■ SUPPLIED MATERIAL ■
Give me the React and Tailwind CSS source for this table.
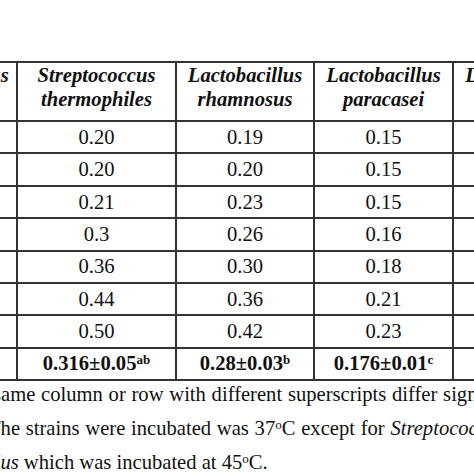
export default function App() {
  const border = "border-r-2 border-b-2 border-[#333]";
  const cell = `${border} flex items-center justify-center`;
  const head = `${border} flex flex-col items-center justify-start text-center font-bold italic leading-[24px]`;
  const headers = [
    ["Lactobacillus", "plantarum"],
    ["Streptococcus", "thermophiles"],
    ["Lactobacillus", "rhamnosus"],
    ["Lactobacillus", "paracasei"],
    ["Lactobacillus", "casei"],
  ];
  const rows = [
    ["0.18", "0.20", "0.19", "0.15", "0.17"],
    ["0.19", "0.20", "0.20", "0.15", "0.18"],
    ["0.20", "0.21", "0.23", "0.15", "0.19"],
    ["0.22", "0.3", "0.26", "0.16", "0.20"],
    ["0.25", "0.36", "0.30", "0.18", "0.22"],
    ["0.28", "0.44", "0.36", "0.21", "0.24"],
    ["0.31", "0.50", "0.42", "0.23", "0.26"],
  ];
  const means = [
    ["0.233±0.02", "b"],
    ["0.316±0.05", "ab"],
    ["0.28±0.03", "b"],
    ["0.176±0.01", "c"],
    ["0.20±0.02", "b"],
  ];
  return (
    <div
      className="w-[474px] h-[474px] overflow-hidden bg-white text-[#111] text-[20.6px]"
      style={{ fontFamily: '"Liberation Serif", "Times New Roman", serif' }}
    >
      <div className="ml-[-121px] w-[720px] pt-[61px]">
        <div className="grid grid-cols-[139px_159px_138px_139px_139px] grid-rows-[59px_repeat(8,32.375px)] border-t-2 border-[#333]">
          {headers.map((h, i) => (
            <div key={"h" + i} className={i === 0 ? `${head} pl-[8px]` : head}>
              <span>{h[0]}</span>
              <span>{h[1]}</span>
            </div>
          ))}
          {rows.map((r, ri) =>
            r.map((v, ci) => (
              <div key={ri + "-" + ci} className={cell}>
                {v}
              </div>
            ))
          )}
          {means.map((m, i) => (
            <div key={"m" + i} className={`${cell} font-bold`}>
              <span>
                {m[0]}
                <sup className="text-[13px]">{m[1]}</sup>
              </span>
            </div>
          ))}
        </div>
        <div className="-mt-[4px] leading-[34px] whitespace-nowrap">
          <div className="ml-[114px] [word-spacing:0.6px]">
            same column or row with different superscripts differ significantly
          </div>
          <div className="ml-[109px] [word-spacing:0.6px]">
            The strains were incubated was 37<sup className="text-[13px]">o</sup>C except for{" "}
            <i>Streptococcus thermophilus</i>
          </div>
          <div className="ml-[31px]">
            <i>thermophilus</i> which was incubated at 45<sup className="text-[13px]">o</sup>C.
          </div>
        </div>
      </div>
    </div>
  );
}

■ WORK TO BE COMPLETED ■
Print out the lines exactly, skipping any picture.

■ ANSWER IN FULL ■
Give me the React and Tailwind CSS source for this table.
export default function App() {
  const border = "border-r-2 border-b-2 border-[#333]";
  const cell = `${border} flex items-center justify-center`;
  const head = `${border} flex flex-col items-center justify-start text-center font-bold italic leading-[24px]`;
  const headers = [
    ["Lactobacillus", "plantarum"],
    ["Streptococcus", "thermophiles"],
    ["Lactobacillus", "rhamnosus"],
    ["Lactobacillus", "paracasei"],
    ["Lactobacillus", "casei"],
  ];
  const rows = [
    ["0.18", "0.20", "0.19", "0.15", "0.17"],
    ["0.19", "0.20", "0.20", "0.15", "0.18"],
    ["0.20", "0.21", "0.23", "0.15", "0.19"],
    ["0.22", "0.3", "0.26", "0.16", "0.20"],
    ["0.25", "0.36", "0.30", "0.18", "0.22"],
    ["0.28", "0.44", "0.36", "0.21", "0.24"],
    ["0.31", "0.50", "0.42", "0.23", "0.26"],
  ];
  const means = [
    ["0.233±0.02", "b"],
    ["0.316±0.05", "ab"],
    ["0.28±0.03", "b"],
    ["0.176±0.01", "c"],
    ["0.20±0.02", "b"],
  ];
  return (
    <div
      className="w-[474px] h-[474px] overflow-hidden bg-white text-[#111] text-[20.6px]"
      style={{ fontFamily: '"Liberation Serif", "Times New Roman", serif' }}
    >
      <div className="ml-[-121px] w-[720px] pt-[61px]">
        <div className="grid grid-cols-[139px_159px_138px_139px_139px] grid-rows-[59px_repeat(8,32.375px)] border-t-2 border-[#333]">
          {headers.map((h, i) => (
            <div key={"h" + i} className={i === 0 ? `${head} pl-[8px]` : head}>
              <span>{h[0]}</span>
              <span>{h[1]}</span>
            </div>
          ))}
          {rows.map((r, ri) =>
            r.map((v, ci) => (
              <div key={ri + "-" + ci} className={cell}>
                {v}
              </div>
            ))
          )}
          {means.map((m, i) => (
            <div key={"m" + i} className={`${cell} font-bold`}>
              <span>
                {m[0]}
                <sup className="text-[13px]">{m[1]}</sup>
              </span>
            </div>
          ))}
        </div>
        <div className="-mt-[4px] leading-[34px] whitespace-nowrap">
          <div className="ml-[114px] [word-spacing:0.6px]">
            same column or row with different superscripts differ significantly
          </div>
          <div className="ml-[109px] [word-spacing:0.6px]">
            The strains were incubated was 37<sup className="text-[13px]">o</sup>C except for{" "}
            <i>Streptococcus thermophilus</i>
          </div>
          <div className="ml-[31px]">
            <i>thermophilus</i> which was incubated at 45<sup className="text-[13px]">o</sup>C.
          </div>
        </div>
      </div>
    </div>
  );
}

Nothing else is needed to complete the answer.